Your objective — Using the material below, copy every line where "that" appears.

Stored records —

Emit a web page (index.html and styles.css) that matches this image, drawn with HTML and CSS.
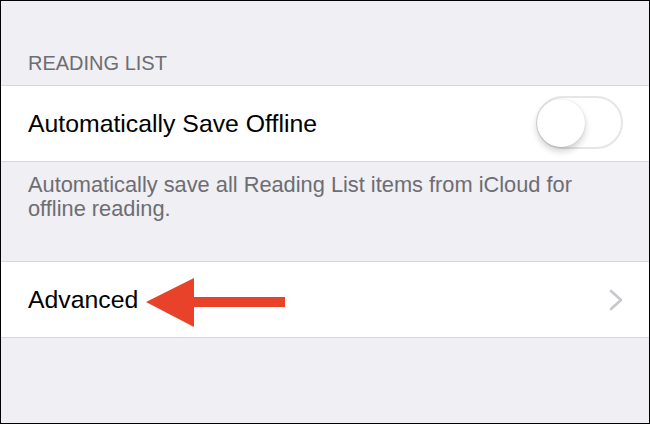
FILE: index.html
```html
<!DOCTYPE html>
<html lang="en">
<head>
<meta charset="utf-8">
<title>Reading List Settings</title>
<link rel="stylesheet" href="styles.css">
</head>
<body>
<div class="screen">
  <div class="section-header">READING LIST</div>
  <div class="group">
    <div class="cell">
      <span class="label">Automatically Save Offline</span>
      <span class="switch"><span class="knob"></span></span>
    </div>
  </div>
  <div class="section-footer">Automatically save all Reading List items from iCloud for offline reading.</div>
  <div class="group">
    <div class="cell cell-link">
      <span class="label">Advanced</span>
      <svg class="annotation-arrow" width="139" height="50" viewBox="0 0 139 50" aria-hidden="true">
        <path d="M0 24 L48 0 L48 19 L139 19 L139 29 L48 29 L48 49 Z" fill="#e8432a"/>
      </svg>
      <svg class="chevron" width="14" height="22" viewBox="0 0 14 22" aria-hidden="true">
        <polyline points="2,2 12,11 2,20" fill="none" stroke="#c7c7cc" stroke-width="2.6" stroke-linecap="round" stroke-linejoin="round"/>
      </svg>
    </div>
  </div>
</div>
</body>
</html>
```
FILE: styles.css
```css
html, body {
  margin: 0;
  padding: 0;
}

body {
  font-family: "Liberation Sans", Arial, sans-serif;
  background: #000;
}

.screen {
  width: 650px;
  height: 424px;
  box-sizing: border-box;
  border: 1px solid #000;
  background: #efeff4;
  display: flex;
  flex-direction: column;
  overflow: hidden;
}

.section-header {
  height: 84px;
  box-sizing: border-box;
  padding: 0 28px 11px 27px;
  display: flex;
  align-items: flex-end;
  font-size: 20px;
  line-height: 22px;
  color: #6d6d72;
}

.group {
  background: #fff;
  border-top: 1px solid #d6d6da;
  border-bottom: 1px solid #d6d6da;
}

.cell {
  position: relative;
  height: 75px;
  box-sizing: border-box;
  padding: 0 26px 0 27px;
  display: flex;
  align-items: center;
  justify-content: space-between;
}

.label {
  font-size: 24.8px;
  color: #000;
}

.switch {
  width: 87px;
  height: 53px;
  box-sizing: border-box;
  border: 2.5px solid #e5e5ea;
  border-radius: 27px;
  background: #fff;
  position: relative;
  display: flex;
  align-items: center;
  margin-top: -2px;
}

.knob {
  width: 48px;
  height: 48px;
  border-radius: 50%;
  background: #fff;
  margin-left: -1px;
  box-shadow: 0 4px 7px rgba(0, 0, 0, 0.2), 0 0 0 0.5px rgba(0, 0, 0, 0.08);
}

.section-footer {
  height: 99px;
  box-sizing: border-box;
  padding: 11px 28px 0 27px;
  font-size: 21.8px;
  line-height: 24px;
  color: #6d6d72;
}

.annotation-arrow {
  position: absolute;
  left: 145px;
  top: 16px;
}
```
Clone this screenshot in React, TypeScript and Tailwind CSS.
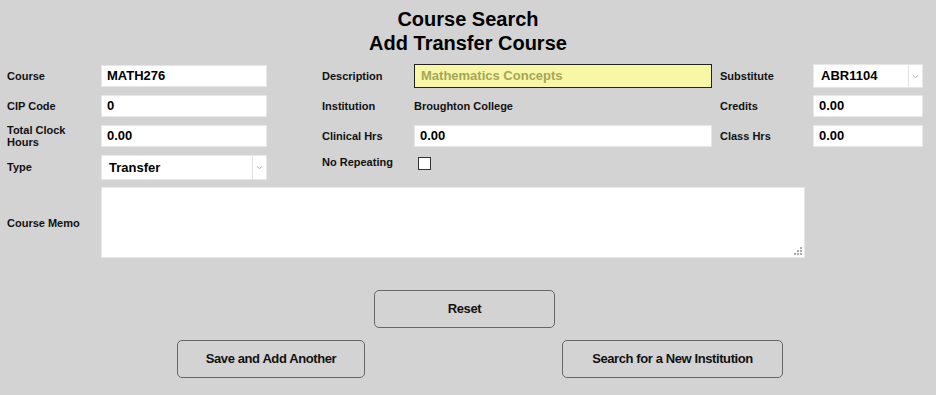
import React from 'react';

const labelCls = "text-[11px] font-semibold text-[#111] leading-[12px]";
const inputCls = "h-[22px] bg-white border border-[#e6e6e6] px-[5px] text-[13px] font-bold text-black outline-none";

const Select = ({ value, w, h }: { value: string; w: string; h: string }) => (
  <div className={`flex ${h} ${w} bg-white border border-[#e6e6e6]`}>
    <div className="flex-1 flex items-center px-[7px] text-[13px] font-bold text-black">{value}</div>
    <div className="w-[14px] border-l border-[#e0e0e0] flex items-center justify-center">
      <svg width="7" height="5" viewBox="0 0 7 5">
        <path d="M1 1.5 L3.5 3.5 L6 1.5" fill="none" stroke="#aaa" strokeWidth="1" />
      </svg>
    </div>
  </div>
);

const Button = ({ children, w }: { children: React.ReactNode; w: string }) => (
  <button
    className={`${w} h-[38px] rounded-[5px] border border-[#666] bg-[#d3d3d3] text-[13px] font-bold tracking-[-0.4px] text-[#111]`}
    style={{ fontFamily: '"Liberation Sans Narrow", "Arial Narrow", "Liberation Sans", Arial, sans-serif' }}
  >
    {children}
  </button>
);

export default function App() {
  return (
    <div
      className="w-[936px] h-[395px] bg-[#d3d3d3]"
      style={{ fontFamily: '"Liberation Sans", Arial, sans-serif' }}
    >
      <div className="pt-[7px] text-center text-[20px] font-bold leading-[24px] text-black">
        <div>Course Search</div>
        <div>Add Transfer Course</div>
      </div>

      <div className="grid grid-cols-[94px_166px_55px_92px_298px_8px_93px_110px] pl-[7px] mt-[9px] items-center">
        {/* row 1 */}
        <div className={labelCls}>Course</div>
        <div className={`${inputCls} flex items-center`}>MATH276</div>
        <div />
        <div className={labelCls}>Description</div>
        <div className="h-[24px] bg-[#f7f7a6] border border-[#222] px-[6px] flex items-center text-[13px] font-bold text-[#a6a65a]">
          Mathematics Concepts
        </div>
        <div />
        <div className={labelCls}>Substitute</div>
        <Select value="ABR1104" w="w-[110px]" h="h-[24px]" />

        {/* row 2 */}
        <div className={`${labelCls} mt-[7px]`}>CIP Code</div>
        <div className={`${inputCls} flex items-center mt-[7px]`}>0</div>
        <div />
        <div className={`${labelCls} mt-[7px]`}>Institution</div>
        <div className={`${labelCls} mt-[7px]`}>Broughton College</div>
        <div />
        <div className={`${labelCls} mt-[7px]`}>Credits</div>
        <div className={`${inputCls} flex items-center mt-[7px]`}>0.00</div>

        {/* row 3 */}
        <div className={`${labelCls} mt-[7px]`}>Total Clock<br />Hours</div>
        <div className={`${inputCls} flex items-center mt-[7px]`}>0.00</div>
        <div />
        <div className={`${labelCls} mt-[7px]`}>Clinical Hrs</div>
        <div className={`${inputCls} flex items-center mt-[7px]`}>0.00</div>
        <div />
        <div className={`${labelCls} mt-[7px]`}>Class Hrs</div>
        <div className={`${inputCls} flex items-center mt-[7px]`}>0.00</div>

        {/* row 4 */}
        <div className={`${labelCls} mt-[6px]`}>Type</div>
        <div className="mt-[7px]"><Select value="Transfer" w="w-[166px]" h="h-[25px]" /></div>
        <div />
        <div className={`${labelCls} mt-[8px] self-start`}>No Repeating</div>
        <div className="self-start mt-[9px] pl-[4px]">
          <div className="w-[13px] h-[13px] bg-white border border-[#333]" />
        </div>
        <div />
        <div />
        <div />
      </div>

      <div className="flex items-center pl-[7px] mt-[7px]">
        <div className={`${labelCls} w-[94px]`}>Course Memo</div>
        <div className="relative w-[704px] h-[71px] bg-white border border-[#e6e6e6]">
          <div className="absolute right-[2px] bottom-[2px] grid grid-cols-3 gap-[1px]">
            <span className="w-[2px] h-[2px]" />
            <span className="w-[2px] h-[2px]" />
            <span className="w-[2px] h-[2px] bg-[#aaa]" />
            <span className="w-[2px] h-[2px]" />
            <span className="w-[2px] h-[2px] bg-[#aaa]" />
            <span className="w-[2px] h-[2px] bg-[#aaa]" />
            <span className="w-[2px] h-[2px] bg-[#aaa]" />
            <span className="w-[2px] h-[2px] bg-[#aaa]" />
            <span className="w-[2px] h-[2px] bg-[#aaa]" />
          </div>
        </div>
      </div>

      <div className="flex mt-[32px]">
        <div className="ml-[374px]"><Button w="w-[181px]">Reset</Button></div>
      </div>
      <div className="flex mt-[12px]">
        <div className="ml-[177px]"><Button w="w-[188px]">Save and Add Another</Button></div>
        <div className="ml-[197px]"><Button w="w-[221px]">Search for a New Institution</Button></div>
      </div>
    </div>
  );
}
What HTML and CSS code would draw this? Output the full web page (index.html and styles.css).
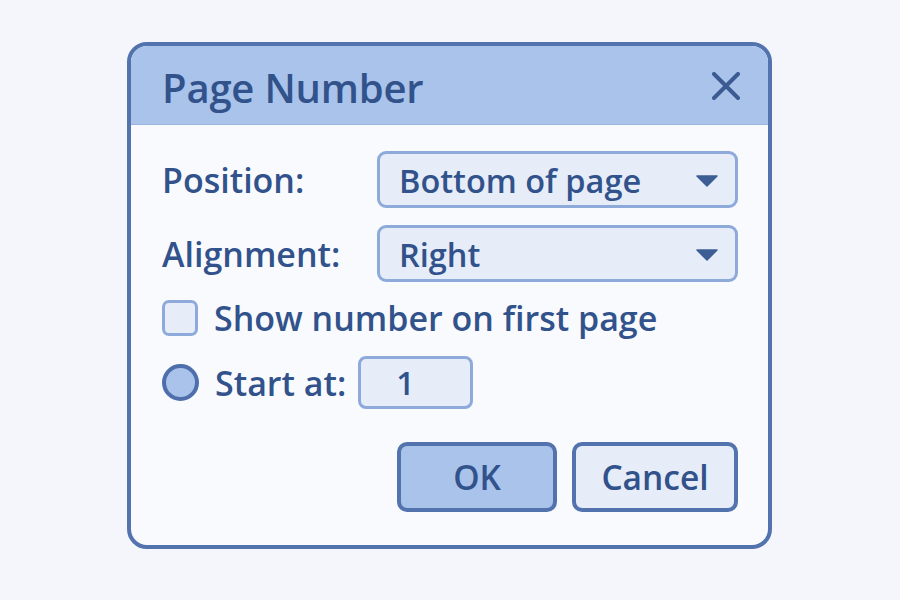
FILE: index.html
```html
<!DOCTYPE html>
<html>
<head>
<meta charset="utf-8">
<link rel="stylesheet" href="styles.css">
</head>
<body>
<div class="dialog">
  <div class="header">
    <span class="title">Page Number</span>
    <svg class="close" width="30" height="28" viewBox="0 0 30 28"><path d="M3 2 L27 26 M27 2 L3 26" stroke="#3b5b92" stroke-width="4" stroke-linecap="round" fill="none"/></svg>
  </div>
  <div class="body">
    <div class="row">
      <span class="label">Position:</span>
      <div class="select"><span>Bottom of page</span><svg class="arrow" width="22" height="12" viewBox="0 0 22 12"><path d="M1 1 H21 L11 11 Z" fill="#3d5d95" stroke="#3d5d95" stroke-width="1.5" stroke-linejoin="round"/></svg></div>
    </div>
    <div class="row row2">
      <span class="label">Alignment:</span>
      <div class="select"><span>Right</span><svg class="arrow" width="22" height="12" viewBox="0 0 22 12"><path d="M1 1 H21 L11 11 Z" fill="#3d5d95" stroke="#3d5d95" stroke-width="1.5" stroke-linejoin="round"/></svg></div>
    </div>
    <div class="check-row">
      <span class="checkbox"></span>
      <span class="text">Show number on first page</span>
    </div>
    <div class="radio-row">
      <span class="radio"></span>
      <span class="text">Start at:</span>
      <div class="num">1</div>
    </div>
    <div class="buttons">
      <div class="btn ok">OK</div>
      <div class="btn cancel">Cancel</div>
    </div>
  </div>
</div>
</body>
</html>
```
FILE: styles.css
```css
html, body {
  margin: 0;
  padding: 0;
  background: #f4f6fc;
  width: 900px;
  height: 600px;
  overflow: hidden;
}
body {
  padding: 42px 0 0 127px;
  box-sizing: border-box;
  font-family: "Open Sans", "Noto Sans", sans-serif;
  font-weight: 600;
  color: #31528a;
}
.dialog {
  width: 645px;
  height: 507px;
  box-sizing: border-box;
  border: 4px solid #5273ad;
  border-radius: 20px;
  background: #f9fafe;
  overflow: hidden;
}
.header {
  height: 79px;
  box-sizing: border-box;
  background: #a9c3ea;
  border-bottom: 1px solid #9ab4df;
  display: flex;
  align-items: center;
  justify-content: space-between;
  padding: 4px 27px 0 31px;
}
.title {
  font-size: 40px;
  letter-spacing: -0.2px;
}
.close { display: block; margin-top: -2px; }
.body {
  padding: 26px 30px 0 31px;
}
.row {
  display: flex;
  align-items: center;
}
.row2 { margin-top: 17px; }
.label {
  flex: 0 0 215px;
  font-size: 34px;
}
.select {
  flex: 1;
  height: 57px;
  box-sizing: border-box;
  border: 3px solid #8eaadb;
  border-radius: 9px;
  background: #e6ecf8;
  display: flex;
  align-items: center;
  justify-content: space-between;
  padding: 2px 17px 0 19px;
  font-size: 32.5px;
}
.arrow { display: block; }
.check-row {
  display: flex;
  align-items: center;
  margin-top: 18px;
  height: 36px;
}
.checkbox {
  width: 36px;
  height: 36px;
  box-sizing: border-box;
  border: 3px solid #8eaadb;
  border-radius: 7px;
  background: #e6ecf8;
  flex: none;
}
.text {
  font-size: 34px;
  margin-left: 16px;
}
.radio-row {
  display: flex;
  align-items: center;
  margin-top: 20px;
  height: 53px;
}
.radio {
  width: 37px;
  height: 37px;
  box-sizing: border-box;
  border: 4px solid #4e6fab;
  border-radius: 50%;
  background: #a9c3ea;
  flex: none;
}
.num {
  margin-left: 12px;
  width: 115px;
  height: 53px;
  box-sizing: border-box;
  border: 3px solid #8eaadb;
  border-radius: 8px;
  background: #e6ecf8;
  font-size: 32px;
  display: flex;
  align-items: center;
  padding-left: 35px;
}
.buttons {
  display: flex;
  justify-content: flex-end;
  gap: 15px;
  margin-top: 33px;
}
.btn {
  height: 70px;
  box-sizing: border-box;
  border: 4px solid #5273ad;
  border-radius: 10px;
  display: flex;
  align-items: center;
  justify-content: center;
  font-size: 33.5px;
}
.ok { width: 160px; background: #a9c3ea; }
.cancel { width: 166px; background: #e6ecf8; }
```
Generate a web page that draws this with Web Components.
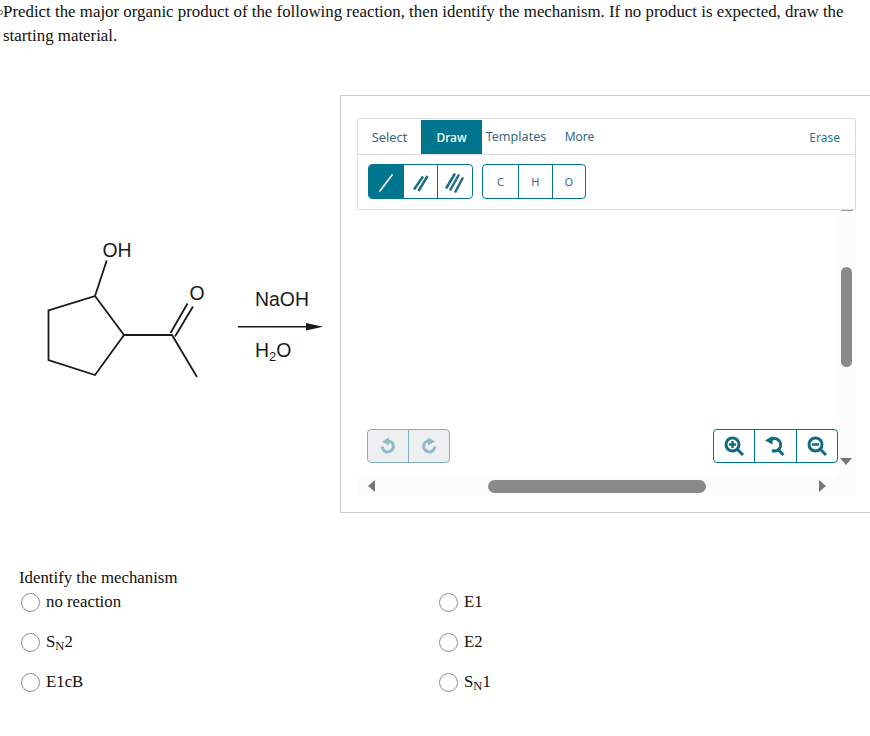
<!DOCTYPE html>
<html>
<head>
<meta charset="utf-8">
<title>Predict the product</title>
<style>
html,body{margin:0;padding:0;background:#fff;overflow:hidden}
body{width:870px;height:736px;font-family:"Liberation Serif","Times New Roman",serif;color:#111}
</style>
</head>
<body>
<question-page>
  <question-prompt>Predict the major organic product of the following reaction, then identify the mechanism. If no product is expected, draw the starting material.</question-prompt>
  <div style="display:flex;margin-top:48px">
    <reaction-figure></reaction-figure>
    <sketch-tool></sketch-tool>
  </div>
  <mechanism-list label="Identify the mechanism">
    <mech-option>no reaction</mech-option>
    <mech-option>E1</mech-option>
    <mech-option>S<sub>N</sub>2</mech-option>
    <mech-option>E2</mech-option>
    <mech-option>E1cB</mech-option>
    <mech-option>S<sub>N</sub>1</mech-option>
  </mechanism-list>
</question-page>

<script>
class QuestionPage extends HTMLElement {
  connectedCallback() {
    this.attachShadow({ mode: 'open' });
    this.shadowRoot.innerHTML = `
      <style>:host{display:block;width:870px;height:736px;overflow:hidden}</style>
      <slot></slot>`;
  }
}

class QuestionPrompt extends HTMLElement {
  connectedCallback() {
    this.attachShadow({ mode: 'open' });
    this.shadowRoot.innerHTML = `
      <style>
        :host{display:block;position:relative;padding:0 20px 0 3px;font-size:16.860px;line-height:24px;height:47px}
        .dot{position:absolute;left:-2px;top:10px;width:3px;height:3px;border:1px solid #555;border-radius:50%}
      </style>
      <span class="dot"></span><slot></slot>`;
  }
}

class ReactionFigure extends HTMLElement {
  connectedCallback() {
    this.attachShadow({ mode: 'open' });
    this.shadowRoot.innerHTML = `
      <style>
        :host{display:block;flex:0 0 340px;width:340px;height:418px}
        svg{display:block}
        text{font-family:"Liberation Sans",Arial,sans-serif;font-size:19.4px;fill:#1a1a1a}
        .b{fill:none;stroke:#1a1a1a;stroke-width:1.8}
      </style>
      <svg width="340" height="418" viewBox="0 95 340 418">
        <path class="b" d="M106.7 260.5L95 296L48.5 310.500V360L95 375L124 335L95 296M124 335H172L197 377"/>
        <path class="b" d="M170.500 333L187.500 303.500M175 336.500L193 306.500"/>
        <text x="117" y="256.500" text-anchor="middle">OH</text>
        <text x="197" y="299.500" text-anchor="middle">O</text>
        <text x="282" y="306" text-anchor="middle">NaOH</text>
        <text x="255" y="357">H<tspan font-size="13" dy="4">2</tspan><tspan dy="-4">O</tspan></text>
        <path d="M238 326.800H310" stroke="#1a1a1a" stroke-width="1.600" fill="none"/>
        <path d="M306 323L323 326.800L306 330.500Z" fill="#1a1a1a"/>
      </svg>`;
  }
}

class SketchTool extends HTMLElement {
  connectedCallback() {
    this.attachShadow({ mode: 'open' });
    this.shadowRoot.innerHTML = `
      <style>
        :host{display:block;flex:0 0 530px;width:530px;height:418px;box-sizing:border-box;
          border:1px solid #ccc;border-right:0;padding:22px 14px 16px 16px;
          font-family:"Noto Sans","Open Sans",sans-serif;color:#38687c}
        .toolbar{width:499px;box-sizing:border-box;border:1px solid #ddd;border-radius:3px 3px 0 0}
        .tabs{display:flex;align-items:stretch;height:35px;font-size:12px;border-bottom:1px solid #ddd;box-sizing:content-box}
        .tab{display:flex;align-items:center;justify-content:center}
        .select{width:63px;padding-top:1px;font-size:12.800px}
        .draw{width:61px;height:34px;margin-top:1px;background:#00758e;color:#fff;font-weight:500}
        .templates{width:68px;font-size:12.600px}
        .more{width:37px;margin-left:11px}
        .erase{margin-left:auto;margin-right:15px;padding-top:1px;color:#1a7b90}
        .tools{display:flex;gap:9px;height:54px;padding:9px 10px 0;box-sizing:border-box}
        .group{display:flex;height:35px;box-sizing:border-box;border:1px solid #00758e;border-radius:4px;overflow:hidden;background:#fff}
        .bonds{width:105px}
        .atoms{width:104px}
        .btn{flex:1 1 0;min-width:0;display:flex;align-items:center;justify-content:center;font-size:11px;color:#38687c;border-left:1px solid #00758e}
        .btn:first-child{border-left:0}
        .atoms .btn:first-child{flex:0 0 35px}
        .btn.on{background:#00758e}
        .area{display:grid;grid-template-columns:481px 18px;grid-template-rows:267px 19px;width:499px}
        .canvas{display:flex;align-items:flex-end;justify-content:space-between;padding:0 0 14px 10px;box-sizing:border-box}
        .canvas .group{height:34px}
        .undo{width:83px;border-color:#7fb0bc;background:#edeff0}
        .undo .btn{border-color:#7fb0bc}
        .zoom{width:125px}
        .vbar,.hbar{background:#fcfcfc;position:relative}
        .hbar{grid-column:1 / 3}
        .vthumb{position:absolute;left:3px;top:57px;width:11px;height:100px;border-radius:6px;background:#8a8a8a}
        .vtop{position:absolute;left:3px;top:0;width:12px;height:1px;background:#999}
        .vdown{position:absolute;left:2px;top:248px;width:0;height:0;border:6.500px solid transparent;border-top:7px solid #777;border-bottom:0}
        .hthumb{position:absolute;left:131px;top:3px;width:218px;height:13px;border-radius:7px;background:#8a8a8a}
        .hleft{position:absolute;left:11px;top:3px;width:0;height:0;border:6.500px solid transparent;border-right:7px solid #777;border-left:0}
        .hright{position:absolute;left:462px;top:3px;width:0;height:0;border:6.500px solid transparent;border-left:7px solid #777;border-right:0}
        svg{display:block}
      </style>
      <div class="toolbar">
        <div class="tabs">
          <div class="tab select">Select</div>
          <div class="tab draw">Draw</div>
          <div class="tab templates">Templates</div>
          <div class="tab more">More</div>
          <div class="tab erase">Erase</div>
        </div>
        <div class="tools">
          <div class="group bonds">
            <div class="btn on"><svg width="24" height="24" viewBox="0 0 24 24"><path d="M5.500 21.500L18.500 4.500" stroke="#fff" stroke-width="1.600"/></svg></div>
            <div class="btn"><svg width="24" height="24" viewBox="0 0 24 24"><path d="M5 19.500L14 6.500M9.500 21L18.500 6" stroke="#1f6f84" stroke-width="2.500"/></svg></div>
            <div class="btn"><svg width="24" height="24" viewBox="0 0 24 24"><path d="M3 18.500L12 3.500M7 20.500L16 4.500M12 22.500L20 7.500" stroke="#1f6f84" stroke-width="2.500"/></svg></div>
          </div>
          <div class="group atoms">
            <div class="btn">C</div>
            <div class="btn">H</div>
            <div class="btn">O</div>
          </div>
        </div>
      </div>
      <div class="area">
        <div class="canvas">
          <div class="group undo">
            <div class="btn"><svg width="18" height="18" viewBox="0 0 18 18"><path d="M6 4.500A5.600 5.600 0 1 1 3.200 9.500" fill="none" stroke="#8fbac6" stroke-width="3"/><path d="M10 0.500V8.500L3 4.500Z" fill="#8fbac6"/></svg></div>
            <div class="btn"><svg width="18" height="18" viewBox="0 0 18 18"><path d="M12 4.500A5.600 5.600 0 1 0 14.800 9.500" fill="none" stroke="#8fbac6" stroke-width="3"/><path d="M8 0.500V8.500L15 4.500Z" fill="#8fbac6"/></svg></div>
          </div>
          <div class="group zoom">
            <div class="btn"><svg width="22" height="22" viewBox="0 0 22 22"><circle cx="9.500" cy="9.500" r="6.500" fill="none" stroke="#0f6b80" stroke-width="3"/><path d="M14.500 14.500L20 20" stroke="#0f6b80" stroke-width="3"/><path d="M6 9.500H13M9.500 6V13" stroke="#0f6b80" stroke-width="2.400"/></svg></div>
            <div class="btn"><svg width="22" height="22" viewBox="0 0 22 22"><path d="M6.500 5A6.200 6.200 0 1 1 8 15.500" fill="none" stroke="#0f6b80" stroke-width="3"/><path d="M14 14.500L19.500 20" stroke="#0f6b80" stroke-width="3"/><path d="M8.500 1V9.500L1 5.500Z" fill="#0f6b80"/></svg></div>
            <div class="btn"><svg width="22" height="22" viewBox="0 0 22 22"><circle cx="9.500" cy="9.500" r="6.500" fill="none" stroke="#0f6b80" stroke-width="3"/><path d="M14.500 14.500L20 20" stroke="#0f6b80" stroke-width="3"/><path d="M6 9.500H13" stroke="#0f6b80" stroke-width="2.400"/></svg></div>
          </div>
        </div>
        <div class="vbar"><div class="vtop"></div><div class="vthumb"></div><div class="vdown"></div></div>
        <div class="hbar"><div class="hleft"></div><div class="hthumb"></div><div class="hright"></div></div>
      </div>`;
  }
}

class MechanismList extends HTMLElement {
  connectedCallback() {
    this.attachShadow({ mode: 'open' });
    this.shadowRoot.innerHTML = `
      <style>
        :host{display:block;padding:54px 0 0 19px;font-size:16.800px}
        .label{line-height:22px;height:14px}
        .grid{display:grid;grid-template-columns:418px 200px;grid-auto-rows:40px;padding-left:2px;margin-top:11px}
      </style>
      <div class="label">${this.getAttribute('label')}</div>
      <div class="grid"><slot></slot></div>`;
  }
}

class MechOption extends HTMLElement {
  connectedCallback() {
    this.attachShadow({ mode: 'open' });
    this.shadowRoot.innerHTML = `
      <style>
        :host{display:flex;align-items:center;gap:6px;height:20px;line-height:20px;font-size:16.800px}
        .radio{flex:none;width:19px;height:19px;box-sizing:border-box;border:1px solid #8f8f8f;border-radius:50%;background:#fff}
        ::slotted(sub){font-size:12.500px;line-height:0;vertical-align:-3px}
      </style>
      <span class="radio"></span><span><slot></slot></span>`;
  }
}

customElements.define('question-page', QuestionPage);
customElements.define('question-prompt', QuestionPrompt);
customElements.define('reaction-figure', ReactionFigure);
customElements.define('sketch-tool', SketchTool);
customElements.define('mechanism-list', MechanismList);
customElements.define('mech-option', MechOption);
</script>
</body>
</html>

Result for this task —
Emit a web page (index.html and styles.css) that matches this image, drawn with HTML and CSS.
Generate a web page that draws this with Web Components.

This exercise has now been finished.